╭──
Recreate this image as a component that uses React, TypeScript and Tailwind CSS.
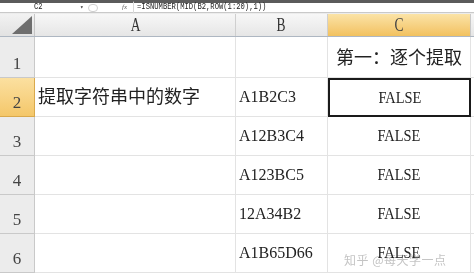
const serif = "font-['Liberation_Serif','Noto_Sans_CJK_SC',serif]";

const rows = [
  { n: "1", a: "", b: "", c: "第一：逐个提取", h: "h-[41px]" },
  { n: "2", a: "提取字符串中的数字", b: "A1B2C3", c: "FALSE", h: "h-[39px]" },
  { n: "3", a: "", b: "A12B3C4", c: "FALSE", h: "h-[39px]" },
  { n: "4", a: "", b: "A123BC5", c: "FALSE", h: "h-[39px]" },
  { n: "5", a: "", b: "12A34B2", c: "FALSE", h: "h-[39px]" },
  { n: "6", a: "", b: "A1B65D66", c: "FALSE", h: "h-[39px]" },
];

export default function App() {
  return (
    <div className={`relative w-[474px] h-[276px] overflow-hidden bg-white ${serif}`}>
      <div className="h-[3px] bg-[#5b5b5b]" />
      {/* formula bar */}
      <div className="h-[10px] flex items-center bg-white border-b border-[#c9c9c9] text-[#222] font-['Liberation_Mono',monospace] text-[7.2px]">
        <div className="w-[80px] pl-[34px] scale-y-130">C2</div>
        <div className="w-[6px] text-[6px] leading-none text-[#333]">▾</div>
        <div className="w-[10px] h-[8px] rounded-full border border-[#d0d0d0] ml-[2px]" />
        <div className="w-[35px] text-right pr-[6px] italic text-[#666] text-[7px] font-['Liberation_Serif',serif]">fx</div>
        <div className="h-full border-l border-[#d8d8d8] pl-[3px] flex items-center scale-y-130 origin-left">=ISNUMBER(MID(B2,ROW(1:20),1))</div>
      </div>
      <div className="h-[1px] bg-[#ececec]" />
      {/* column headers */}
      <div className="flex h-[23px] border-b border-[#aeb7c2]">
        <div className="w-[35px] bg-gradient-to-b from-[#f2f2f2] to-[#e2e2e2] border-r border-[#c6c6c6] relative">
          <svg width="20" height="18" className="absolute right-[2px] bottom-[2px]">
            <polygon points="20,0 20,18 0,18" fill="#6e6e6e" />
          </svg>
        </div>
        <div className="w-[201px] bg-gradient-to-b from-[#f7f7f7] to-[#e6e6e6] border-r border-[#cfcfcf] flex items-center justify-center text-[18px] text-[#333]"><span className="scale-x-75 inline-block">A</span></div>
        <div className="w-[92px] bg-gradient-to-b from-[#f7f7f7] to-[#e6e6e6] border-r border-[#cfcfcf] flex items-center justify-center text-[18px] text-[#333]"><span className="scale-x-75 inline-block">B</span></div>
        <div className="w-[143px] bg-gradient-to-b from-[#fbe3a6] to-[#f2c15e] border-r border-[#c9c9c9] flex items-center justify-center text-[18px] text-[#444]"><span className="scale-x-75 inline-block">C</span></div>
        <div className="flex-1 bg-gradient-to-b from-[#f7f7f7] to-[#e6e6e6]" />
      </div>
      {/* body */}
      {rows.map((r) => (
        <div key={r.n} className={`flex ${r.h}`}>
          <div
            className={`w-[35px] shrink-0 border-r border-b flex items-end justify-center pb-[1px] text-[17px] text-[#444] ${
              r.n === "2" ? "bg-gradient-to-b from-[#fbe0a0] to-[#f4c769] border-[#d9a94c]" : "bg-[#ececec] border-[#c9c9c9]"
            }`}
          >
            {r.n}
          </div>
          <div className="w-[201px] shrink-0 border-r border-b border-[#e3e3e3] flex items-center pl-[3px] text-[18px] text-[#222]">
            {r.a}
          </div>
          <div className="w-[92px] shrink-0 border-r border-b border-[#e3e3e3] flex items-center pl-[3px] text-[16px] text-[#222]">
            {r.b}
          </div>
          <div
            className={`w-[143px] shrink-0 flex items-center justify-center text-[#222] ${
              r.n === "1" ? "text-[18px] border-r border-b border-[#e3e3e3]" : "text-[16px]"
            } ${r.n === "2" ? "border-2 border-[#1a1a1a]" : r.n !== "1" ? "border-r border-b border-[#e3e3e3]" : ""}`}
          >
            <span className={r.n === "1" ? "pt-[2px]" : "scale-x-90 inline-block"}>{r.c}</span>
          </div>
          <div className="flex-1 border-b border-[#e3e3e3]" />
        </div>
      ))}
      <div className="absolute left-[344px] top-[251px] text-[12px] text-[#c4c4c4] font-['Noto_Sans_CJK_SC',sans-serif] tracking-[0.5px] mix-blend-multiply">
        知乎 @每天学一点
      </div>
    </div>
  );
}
╰──
◆ Given problem:
Quote the preceding listing precisely and completely, omitting its images.

◆ Complete response:
Recreate this image as a component that uses React, TypeScript and Tailwind CSS.
const serif = "font-['Liberation_Serif','Noto_Sans_CJK_SC',serif]";

const rows = [
  { n: "1", a: "", b: "", c: "第一：逐个提取", h: "h-[41px]" },
  { n: "2", a: "提取字符串中的数字", b: "A1B2C3", c: "FALSE", h: "h-[39px]" },
  { n: "3", a: "", b: "A12B3C4", c: "FALSE", h: "h-[39px]" },
  { n: "4", a: "", b: "A123BC5", c: "FALSE", h: "h-[39px]" },
  { n: "5", a: "", b: "12A34B2", c: "FALSE", h: "h-[39px]" },
  { n: "6", a: "", b: "A1B65D66", c: "FALSE", h: "h-[39px]" },
];

export default function App() {
  return (
    <div className={`relative w-[474px] h-[276px] overflow-hidden bg-white ${serif}`}>
      <div className="h-[3px] bg-[#5b5b5b]" />
      {/* formula bar */}
      <div className="h-[10px] flex items-center bg-white border-b border-[#c9c9c9] text-[#222] font-['Liberation_Mono',monospace] text-[7.2px]">
        <div className="w-[80px] pl-[34px] scale-y-130">C2</div>
        <div className="w-[6px] text-[6px] leading-none text-[#333]">▾</div>
        <div className="w-[10px] h-[8px] rounded-full border border-[#d0d0d0] ml-[2px]" />
        <div className="w-[35px] text-right pr-[6px] italic text-[#666] text-[7px] font-['Liberation_Serif',serif]">fx</div>
        <div className="h-full border-l border-[#d8d8d8] pl-[3px] flex items-center scale-y-130 origin-left">=ISNUMBER(MID(B2,ROW(1:20),1))</div>
      </div>
      <div className="h-[1px] bg-[#ececec]" />
      {/* column headers */}
      <div className="flex h-[23px] border-b border-[#aeb7c2]">
        <div className="w-[35px] bg-gradient-to-b from-[#f2f2f2] to-[#e2e2e2] border-r border-[#c6c6c6] relative">
          <svg width="20" height="18" className="absolute right-[2px] bottom-[2px]">
            <polygon points="20,0 20,18 0,18" fill="#6e6e6e" />
          </svg>
        </div>
        <div className="w-[201px] bg-gradient-to-b from-[#f7f7f7] to-[#e6e6e6] border-r border-[#cfcfcf] flex items-center justify-center text-[18px] text-[#333]"><span className="scale-x-75 inline-block">A</span></div>
        <div className="w-[92px] bg-gradient-to-b from-[#f7f7f7] to-[#e6e6e6] border-r border-[#cfcfcf] flex items-center justify-center text-[18px] text-[#333]"><span className="scale-x-75 inline-block">B</span></div>
        <div className="w-[143px] bg-gradient-to-b from-[#fbe3a6] to-[#f2c15e] border-r border-[#c9c9c9] flex items-center justify-center text-[18px] text-[#444]"><span className="scale-x-75 inline-block">C</span></div>
        <div className="flex-1 bg-gradient-to-b from-[#f7f7f7] to-[#e6e6e6]" />
      </div>
      {/* body */}
      {rows.map((r) => (
        <div key={r.n} className={`flex ${r.h}`}>
          <div
            className={`w-[35px] shrink-0 border-r border-b flex items-end justify-center pb-[1px] text-[17px] text-[#444] ${
              r.n === "2" ? "bg-gradient-to-b from-[#fbe0a0] to-[#f4c769] border-[#d9a94c]" : "bg-[#ececec] border-[#c9c9c9]"
            }`}
          >
            {r.n}
          </div>
          <div className="w-[201px] shrink-0 border-r border-b border-[#e3e3e3] flex items-center pl-[3px] text-[18px] text-[#222]">
            {r.a}
          </div>
          <div className="w-[92px] shrink-0 border-r border-b border-[#e3e3e3] flex items-center pl-[3px] text-[16px] text-[#222]">
            {r.b}
          </div>
          <div
            className={`w-[143px] shrink-0 flex items-center justify-center text-[#222] ${
              r.n === "1" ? "text-[18px] border-r border-b border-[#e3e3e3]" : "text-[16px]"
            } ${r.n === "2" ? "border-2 border-[#1a1a1a]" : r.n !== "1" ? "border-r border-b border-[#e3e3e3]" : ""}`}
          >
            <span className={r.n === "1" ? "pt-[2px]" : "scale-x-90 inline-block"}>{r.c}</span>
          </div>
          <div className="flex-1 border-b border-[#e3e3e3]" />
        </div>
      ))}
      <div className="absolute left-[344px] top-[251px] text-[12px] text-[#c4c4c4] font-['Noto_Sans_CJK_SC',sans-serif] tracking-[0.5px] mix-blend-multiply">
        知乎 @每天学一点
      </div>
    </div>
  );
}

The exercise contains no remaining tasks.